First, let's think about what a "field" is. Imagine a number system where you can always divide by any number you want (except zero, of course!) and still get a number that belongs in that same system. Regular numbers like fractions or decimals (real numbers) are fields because you can always divide by something that isn't zero.

Now, we're looking at a special system made from polynomials with complex numbers ($C[x]$). It's like we're taking all these polynomials and saying, "Okay, from now on, $x^2+x+1$ is going to act just like zero!" This process creates something called a "quotient ring".

Here's the cool part: For this new polynomial system to be a "field" (where you can always divide), the polynomial we chose to make act like zero – in this case, $x^2+x+1$ – has to be "unbreakable" or "irreducible" over the complex numbers. That means you shouldn't be able to split it into two simpler polynomial pieces (that aren't just plain numbers) when you're using complex numbers.

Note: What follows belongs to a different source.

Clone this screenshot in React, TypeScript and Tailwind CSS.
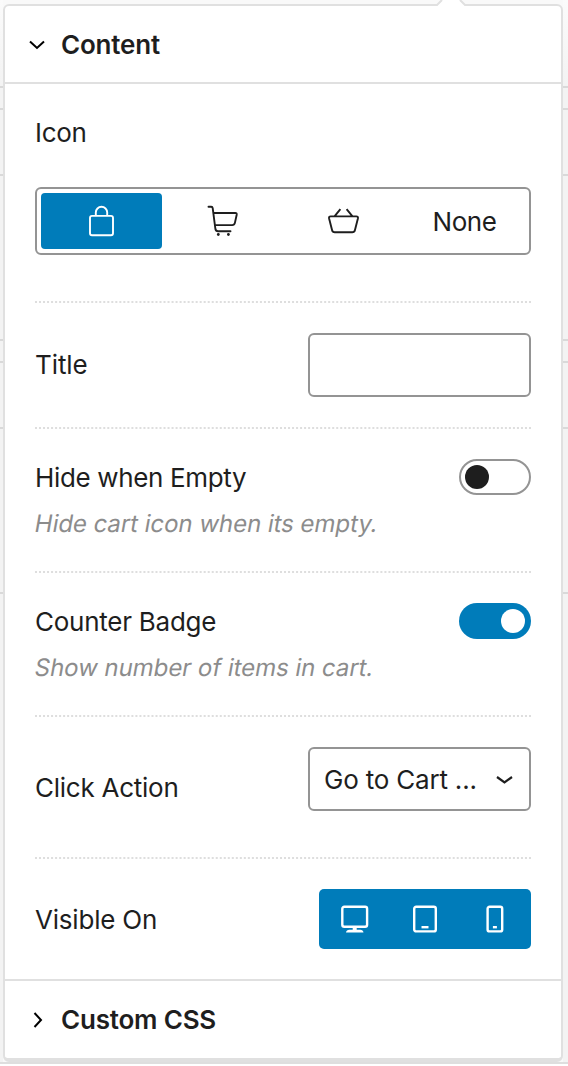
import type { ReactNode } from "react";

function Backdrop({ side }: { side: string }) {
  return (
    <div className={`flex h-[1064px] flex-col border-b-2 border-[#dedede] bg-[#f3f3f3] *:shrink-0 *:border-[#d9d9d9] ${side}`}>
      <div className="h-[88px] border-b-2 bg-linear-to-b from-[#fbfbfb] to-[#f3f3f3]" />
      <div className="h-[22px] border-b-2" />
      <div className="h-[66px] border-b-2" />
      <div className="h-[165px] border-b-2" />
      <div className="h-[22px] border-b-2" />
      <div className="h-[66px] border-b-2" />
      <div className="h-[165px] border-b-2" />
    </div>
  );
}

function Row({ className, children }: { className: string; children: ReactNode }) {
  return <div className={`flex shrink-0 justify-between ${className}`}>{children}</div>;
}

function Dots() {
  return (
    <svg className="block h-[2px] w-[496px] shrink-0" viewBox="0 0 494 2" fill="none" preserveAspectRatio="none">
      <path d="M0 1H494" stroke="#dedede" strokeWidth="2" strokeDasharray="2 2" />
    </svg>
  );
}

function Label({ className, children }: { className: string; children: ReactNode }) {
  return <span className={`block h-8 whitespace-nowrap leading-8 ${className}`}>{children}</span>;
}

function Hint({ children }: { children: ReactNode }) {
  return (
    <Label className="mt-[14px] w-max -skew-x-[10deg] text-[24px] tracking-[-0.05px] text-[#8c8c8c]">{children}</Label>
  );
}

export default function App() {
  return (
    <div className="flex h-[1066px] w-[568px] overflow-hidden bg-white font-['Inter',sans-serif] text-[26px] text-[#1e1e1e]">
      <Backdrop side="w-[3px]" />
      <div className="h-[1064px] w-[560px] shrink-0 border-b-2 border-[#dedede] bg-[#f9f9f9] pt-1">
        <div className="relative flex h-[1058px] w-[560px] flex-col rounded-md border-2 border-b-4 border-[#e0e0e0] bg-white">
          <svg className="absolute left-[430px] top-[-6px]" width="32" height="6" viewBox="0 0 32 6" fill="none">
            <path d="M1 6L7 0H25L31 6Z" fill="#fff" />
            <path d="M0 5H2L7 0M25 0L30 5H32" stroke="#e0e0e0" strokeWidth="2" />
          </svg>

          <div className="flex h-[78px] shrink-0 items-center border-b-2 border-[#e0e0e0] pl-6 pt-[2px]">
            <svg width="16" height="10" viewBox="0 0 16 10" fill="none" stroke="#000" strokeWidth="2">
              <path d="M1 1.5L8 8L15 1.5" />
            </svg>
            <Label className="ml-4 font-semibold tracking-[-0.2px]">Content</Label>
          </div>

          <div className="flex h-[895px] shrink-0 flex-col pl-[30px]">
            <div className="h-[217px] w-[496px] shrink-0 pt-[33px]">
              <Label className="tracking-[-0.3px]">Icon</Label>
              <div className="mt-[38px] grid h-[68px] grid-cols-4 rounded-md border-2 border-[#949494] p-1">
                <div className="flex w-[121px] items-center justify-center rounded-[4px] bg-[#007cba]">
                  <svg width="28" height="32" viewBox="0 0 28 32" fill="none" stroke="#fff" strokeWidth="1.9">
                    <rect x="2" y="10.9" width="23" height="19.3" rx="2" />
                    <path d="M7.8 11V7.5a5.7 5.7 0 0 1 11.4 0V11" />
                  </svg>
                </div>
                <div className="flex items-center justify-center">
                  <svg width="32" height="32" viewBox="0 0 32 32" fill="none" stroke="#1e1e1e" strokeWidth="1.9" strokeLinecap="round" strokeLinejoin="round">
                    <path d="M1.5 1.8H4.2Q5.5 1.8 5.7 3.2L8.4 24Q8.8 26.2 11 26.2H23.5M6.4 8H28.3Q30 8 29.7 9.7L27.9 17.9Q27.4 20.1 25.2 20.1H8.2" />
                    <circle cx="11.3" cy="29.5" r="1.4" fill="#1e1e1e" stroke="none" />
                    <circle cx="21.4" cy="29.5" r="1.4" fill="#1e1e1e" stroke="none" />
                  </svg>
                </div>
                <div className="flex items-center justify-center">
                  <svg width="32" height="32" viewBox="0 0 32 32" fill="none" stroke="#1e1e1e" strokeWidth="1.9" strokeLinejoin="round">
                    <path d="M2.7 11.4H28.3Q30.3 11.4 29.9 13.4L26.9 25.3Q26.4 27.3 24.3 27.3H6.7Q4.6 27.3 4.1 25.3L1.1 13.4Q.7 11.4 2.7 11.4ZM6.7 11.2L12.4 4.2M24.3 11.2L18.6 4.2" />
                  </svg>
                </div>
                <div className="flex items-center justify-center pt-[2px]">
                  <Label className="tracking-[-0.4px]">None</Label>
                </div>
              </div>
            </div>
            <Dots />
            <Row className="h-[124px] w-[496px] items-center">
              <Label className="tracking-[-0.1px]">Title</Label>
              <input aria-label="Title" className="h-16 w-[223px] rounded-md border-2 border-[#949494] bg-white px-3 outline-none" />
            </Row>
            <Dots />
            <Row className="h-[142px] w-[496px] pt-[30px]">
              <div className="pt-[3px]">
                <Label className="tracking-[-0.35px]">Hide when Empty</Label>
                <Hint>Hide cart icon when its empty.</Hint>
              </div>
              <div className="flex h-9 w-[72px] items-center rounded-full border-2 border-[#949494] pl-1">
                <div className="size-6 rounded-full bg-[#1e1e1e]" />
              </div>
            </Row>
            <Dots />
            <Row className="h-[142px] w-[496px] pt-[30px]">
              <div className="pt-[3px]">
                <Label className="tracking-[-0.25px]">Counter Badge</Label>
                <Hint>Show number of items in cart.</Hint>
              </div>
              <div className="flex h-9 w-[72px] items-center justify-end rounded-full bg-[#007cba] pr-[6px]">
                <div className="size-6 rounded-full bg-white" />
              </div>
            </Row>
            <Dots />
            <Row className="h-[140px] w-[496px] pt-[30px]">
              <Label className="mt-[25px] tracking-[-0.25px]">Click Action</Label>
              <div className="flex h-16 w-[223px] items-center justify-between rounded-md border-2 border-[#949494] pl-[14px] pr-4 pt-[2px]">
                <Label className="tracking-[-0.2px]">Go to Cart ...</Label>
                <svg width="17" height="10" viewBox="0 0 17 10" fill="none" stroke="#1e1e1e" strokeWidth="2.2">
                  <path d="M1 2L8.5 7.5L16 2" />
                </svg>
              </div>
            </Row>
            <Dots />
            <Row className="h-[120px] w-[496px] items-center">
              <Label className="mt-[2px] tracking-[-0.2px]">Visible On</Label>
              <div className="grid h-[60px] w-[212px] grid-cols-3 place-items-center rounded-[5px] bg-[#007cba] *:block">
                <svg width="30" height="28" viewBox="0 0 30 28" fill="none" stroke="#fff" strokeWidth="2.4">
                  <rect x="3.3" y="1.8" width="24.8" height="20" rx="2" />
                  <path d="M15.7 22v4" strokeWidth="4" />
                  <path d="M7 27.6Q7.5 24.8 10.3 24.8h11Q24 24.8 24.5 27.6Z" fill="#fff" stroke="none" />
                </svg>
                <svg width="26" height="28" viewBox="0 0 26 28" fill="none" stroke="#fff" strokeWidth="2.4">
                  <rect x="2.2" y="1.8" width="21.6" height="24.6" rx="2" />
                  <path d="M9.5 22.2h7" />
                </svg>
                <svg width="20" height="28" viewBox="0 0 20 28" fill="none" stroke="#fff" strokeWidth="2.4">
                  <rect x="1.6" y="1.8" width="14.6" height="24.6" rx="2" />
                  <path d="M6.9 22.2h4" />
                </svg>
              </div>
            </Row>
          </div>

          <div className="flex min-h-0 flex-1 items-center border-t-2 border-[#e0e0e0] pl-7">
            <svg width="10" height="16" viewBox="0 0 10 16" fill="none" stroke="#000" strokeWidth="2">
              <path d="M1.5 1L8 8L1.5 15" />
            </svg>
            <Label className="ml-[18px] font-semibold tracking-[-0.2px]">Custom CSS</Label>
          </div>
        </div>
      </div>
      <Backdrop side="w-[5px]" />
    </div>
  );
}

But here's a big secret about complex numbers: If a polynomial has a degree of 2 or more (like $x^2+x+1$ which has degree 2), you can *always* break it down or factor it into simpler pieces using complex numbers! This is a really important idea in math called the "Fundamental Theorem of Algebra". Since $x^2+x+1$ has a degree of 2, it definitely has "roots" (solutions) in the complex numbers, and because it has roots, it *can* be factored. For example, you can find two complex numbers, $\frac{-1 + i\sqrt{3}}{2}$ and $\frac{-1 - i\sqrt{3}}{2}$, that make the polynomial zero. This means it can be broken down into $(x - \text{first root})(x - \text{second root})$.

Since our polynomial $x^2+x+1$ *can* be broken apart (it's "reducible") over the complex numbers, the new system we made, $C[x] /\left\langle x^{2}+x+1\right\rangle$, doesn't have the "always divisible" property of a field. So, it's **not a field**!